_Stated problem_: Go through the entries below and copy each line containing the word "screenshot".

_Exercise input_:
## Begin

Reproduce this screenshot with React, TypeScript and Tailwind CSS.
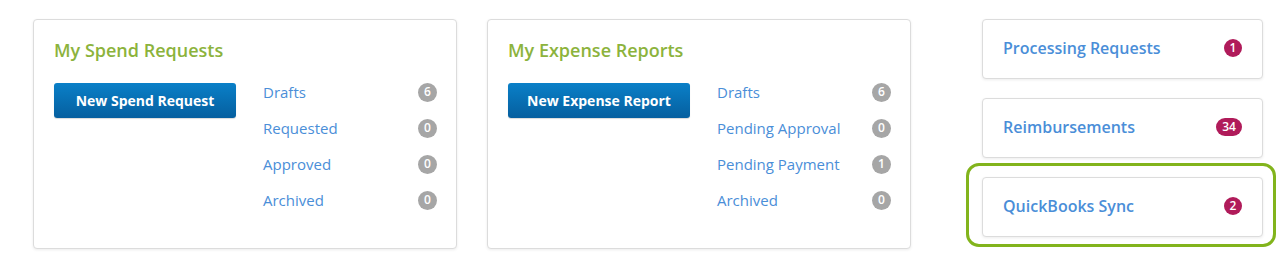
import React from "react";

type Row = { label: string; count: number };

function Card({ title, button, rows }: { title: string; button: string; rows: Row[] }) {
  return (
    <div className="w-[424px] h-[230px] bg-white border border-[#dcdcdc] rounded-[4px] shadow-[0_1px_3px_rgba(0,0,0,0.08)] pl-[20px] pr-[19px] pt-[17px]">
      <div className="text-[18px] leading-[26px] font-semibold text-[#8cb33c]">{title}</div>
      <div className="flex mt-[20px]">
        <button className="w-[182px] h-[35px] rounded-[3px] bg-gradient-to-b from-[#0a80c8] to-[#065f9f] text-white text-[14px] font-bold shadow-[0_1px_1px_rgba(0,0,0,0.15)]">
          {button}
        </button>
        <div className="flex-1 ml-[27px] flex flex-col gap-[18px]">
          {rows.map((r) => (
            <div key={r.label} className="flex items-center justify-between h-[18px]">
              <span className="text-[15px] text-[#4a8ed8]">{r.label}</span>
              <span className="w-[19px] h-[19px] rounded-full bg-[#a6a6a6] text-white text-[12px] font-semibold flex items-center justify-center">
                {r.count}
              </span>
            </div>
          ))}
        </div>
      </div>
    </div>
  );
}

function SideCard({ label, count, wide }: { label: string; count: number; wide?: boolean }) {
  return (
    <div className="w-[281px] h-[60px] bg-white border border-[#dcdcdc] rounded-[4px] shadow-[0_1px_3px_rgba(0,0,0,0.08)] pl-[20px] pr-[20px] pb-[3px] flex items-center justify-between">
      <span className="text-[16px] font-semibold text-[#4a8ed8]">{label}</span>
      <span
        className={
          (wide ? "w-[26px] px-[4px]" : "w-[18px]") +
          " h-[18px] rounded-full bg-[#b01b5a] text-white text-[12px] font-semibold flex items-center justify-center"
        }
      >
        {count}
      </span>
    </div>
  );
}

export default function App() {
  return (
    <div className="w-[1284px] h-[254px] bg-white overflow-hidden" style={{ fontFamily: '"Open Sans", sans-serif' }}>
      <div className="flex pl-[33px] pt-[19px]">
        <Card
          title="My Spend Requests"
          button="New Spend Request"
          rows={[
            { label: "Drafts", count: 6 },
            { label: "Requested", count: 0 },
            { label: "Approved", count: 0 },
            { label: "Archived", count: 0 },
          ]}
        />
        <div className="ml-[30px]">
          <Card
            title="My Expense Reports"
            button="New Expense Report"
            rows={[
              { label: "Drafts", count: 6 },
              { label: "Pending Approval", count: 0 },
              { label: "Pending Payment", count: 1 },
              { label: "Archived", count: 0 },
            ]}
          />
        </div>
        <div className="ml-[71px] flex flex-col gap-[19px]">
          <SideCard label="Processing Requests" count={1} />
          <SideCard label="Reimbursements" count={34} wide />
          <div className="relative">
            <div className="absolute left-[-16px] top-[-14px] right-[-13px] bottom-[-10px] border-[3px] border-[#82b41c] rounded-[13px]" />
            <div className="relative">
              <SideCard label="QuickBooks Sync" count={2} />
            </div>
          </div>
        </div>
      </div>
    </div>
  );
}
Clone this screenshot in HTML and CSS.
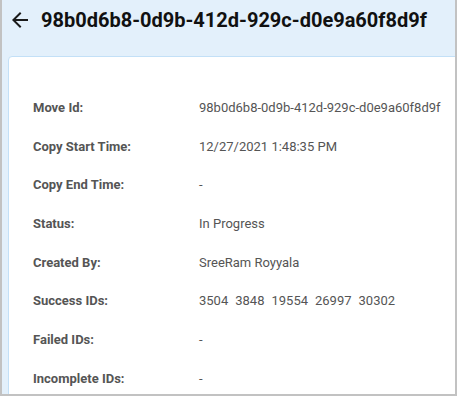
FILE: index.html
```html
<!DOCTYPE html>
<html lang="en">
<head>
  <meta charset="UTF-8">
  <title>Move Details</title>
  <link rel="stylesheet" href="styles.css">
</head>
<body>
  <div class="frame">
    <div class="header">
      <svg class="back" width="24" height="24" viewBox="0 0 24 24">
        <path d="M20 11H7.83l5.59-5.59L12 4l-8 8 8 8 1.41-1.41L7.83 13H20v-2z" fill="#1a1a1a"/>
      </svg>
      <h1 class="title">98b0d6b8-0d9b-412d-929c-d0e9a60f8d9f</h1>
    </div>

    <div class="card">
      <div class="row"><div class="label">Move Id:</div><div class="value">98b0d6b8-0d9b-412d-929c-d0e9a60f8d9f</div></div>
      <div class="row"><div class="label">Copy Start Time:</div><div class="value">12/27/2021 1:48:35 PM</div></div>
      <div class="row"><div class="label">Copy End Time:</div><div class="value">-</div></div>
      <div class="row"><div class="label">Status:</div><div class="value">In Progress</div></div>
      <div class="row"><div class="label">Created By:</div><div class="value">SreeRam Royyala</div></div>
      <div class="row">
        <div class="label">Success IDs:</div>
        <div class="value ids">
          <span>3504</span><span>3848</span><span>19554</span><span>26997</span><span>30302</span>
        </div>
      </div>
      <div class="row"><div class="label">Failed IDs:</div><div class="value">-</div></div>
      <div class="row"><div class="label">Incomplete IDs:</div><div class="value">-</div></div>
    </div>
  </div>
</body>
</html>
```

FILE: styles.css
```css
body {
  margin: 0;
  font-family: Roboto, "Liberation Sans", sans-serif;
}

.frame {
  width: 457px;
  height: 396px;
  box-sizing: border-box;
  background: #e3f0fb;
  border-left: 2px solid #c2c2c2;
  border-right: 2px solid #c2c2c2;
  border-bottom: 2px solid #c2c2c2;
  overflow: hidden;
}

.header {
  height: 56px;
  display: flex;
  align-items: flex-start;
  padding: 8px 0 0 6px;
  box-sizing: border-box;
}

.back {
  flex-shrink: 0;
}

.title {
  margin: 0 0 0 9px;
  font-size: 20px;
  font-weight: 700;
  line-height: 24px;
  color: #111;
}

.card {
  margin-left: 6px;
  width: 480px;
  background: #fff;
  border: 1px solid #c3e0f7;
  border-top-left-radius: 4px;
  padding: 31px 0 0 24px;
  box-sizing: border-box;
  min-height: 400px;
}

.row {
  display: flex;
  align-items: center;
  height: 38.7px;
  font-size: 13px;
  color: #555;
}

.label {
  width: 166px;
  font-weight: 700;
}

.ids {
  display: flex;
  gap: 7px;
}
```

## End

_Solution to this exercise_:
Reproduce this screenshot with React, TypeScript and Tailwind CSS.
Clone this screenshot in HTML and CSS.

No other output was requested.